The Wolves and the Law

We can’t talk about these characters without mentioning Akela and the Seeonee Wolf Pack. Akela is the "Lone Wolf" who leads the pack with wisdom and strength. But the pack is fickle. As Akela gets older and misses a kill, the younger wolves—urged on by Shere Khan—try to overthrow him.

This is a commentary on how societies treat their elders and how easily "the law" can be subverted by greed. Mother Wolf (Raksha) is perhaps the fiercest character of all. When Shere Khan first comes to the cave to demand the infant Mowgli, she stands her ground against a tiger. She’s the one who names him "The Frog" (Mowgli) because of his hairless skin.

The wolves provide the structure, but they also provide the heartbreak. They eventually exile Mowgli, proving that even a "family" can be swayed by fear and politics.

Why the Characters Still Matter in 2026

You’ve got to wonder why we keep coming back to these stories. It's been over 130 years since they were written. Honestly, it’s because Kipling tapped into something primal. The characters from The Jungle Book are archetypes.

They represent different ways of surviving a world that doesn't care about you. Baloo is education. Bagheera is experience. Kaa is the environment itself. Shere Khan is the opportunistic predator we all have to face eventually.

Mowgli’s journey isn't a coming-of-age story about finding yourself; it’s a story about realizing you will never fully belong anywhere. He’s too human for the wolves and too wild for the humans. That’s a very modern feeling. We all feel like "man-cubs" sometimes, trying to navigate rules we didn't write.

Fact-Checking the Common Myths

People get a lot wrong about these characters because the movies are so dominant in our culture.

  1. King Louie doesn't exist. There are no orangutans in the Indian jungle. Disney added him for the music.
  2. Hathi the Elephant isn't a bumbling soldier. In the book, Hathi is a "Master of the Jungle" who once destroyed a whole village in an act of revenge called "The Letting In of the Jungle." He’s a god-like figure, not a joke.
  3. Tabaqui is the most hated. This character—a "jackal-servant" to Shere Khan—is often left out of movies. He’s a spy and a carrier of "dewanee" (rabies), making him a terrifying pest.

Basically, the book is darker, more philosophical, and way more violent than the cartoons.
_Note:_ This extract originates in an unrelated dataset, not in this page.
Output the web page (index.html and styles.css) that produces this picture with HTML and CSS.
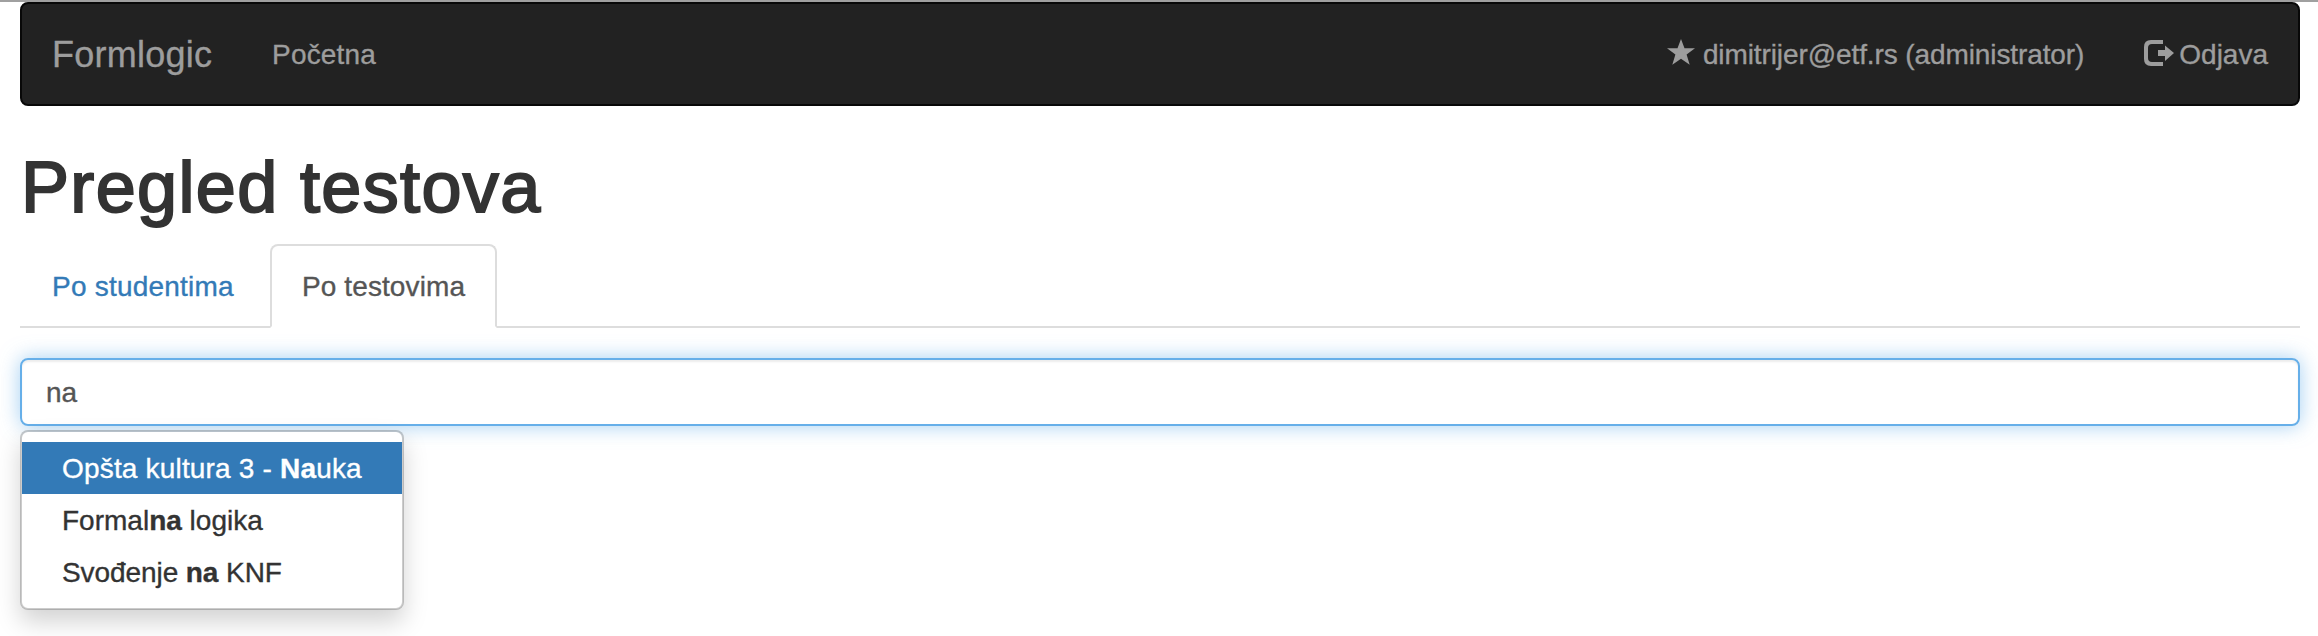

If you haven't read it since you were a kid, or if you’ve only seen the films, you’re missing the best parts.

How to Explore The Jungle Book Further

If you want to really understand these characters, start by reading the first three stories in The Jungle Book: "Mowgli's Brothers," "Kaa's Hunting," and "Tiger! Tiger!" This is where the core mythology lives.

Look for the 2016 Jon Favreau film if you want the best visual representation of the book's "tone," even if it still takes some liberties. It captures the scale of Kaa and the menace of Shere Khan much better than the 1967 version.
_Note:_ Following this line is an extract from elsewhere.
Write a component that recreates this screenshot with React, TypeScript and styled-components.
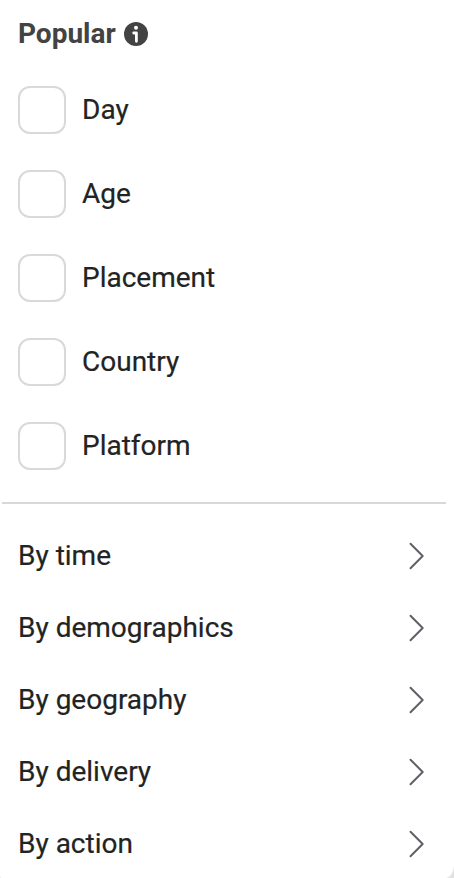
import React from "react";
import styled, { createGlobalStyle } from "styled-components";

const GlobalStyle = createGlobalStyle`
  * { box-sizing: border-box; }
  html { background: #e2e2e2; overflow: hidden; }
  body { margin: 0; font-family: Roboto, sans-serif; color: #222323; }
`;

const Panel = styled.main`
  width: 454px;
  height: 878px;
  background: #fff;
  border-radius: 0 0 9px 2px / 0 0 13px 2px;
  overflow: hidden;
`;

const Heading = styled.h2`
  display: flex;
  align-items: center;
  gap: 8px;
  height: 68px;
  margin: 0;
  padding-left: 18px;
  font-size: 28px;
  font-weight: 700;
  line-height: 36px;
  color: #434343;
`;

const InfoIcon = styled.svg`
  display: block;
  width: 24px;
  height: 24px;
`;

const Options = styled.div`
  display: flex;
  flex-direction: column;
  height: 434px;
`;

const Option = styled.label`
  display: flex;
  align-items: center;
  gap: 16px;
  height: 84px;
  padding-left: 18px;
  font-size: 28px;
  line-height: 36px;
  -webkit-text-stroke: 0.2px currentColor;
`;

const Checkbox = styled.input`
  appearance: none;
  width: 48px;
  height: 48px;
  margin: 0;
  border: 2px solid #d9d9d9;
  border-radius: 12px;
  background: #fff;
`;

const Divider = styled.hr`
  height: 2px;
  margin: 0 8px 0 2px;
  border: 0;
  background: #d8d8d8;
`;

const Groups = styled.nav`
  padding-top: 16px;
`;

const Group = styled.button`
  display: flex;
  align-items: center;
  justify-content: space-between;
  width: 100%;
  height: 72px;
  padding: 0 29px 0 18px;
  border: 0;
  background: none;
  color: inherit;
  font: 400 28px/36px Roboto, sans-serif;
  text-align: left;
  -webkit-text-stroke: 0.2px currentColor;
`;

const Chevron = styled.svg`
  display: block;
  width: 16px;
  height: 28px;
  fill: none;
  stroke: #5f6168;
  stroke-width: 2;
  stroke-linecap: round;
  stroke-linejoin: round;
`;

const options = ["Day", "Age", "Placement", "Country", "Platform"];
const groups = ["By time", "By demographics", "By geography", "By delivery", "By action"];

export default function App() {
  return (
    <Panel>
      <GlobalStyle />
      <Heading>
        Popular
        <InfoIcon viewBox="0 0 24 24" aria-hidden="true">
          <circle cx="12" cy="12" r="12" fill="#434343" />
          <circle cx="12" cy="5.8" r="2" fill="#fff" />
          <path
            d="M9.700 11h2.700v8.300"
            fill="none"
            stroke="#fff"
            strokeWidth="2.800"
            strokeLinecap="round"
            strokeLinejoin="round"
          />
        </InfoIcon>
      </Heading>
      <Options>
        {options.map((name) => (
          <Option key={name}>
            <Checkbox type="checkbox" />
            <span>{name}</span>
          </Option>
        ))}
      </Options>
      <Divider />
      <Groups>
        {groups.map((name) => (
          <Group key={name}>
            {name}
            <Chevron viewBox="0 0 16 28" aria-hidden="true">
              <path d="M1.500 1.700 13.700 14 1.500 26.300" />
            </Chevron>
          </Group>
        ))}
      </Groups>
    </Panel>
  );
}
Finally, check out the "Law of the Jungle" poem. It’s the actual code that Baloo teaches, and it’s surprisingly practical for real life. It emphasizes that "the strength of the Pack is the Wolf, and the strength of the Wolf is the Pack." It's about the balance between the individual and the community.

Next time you see a picture of Mowgli and Baloo, remember that they aren't just buddies. They are a student and a teacher in a world where one wrong move means death. That makes their friendship a lot more meaningful, doesn't it?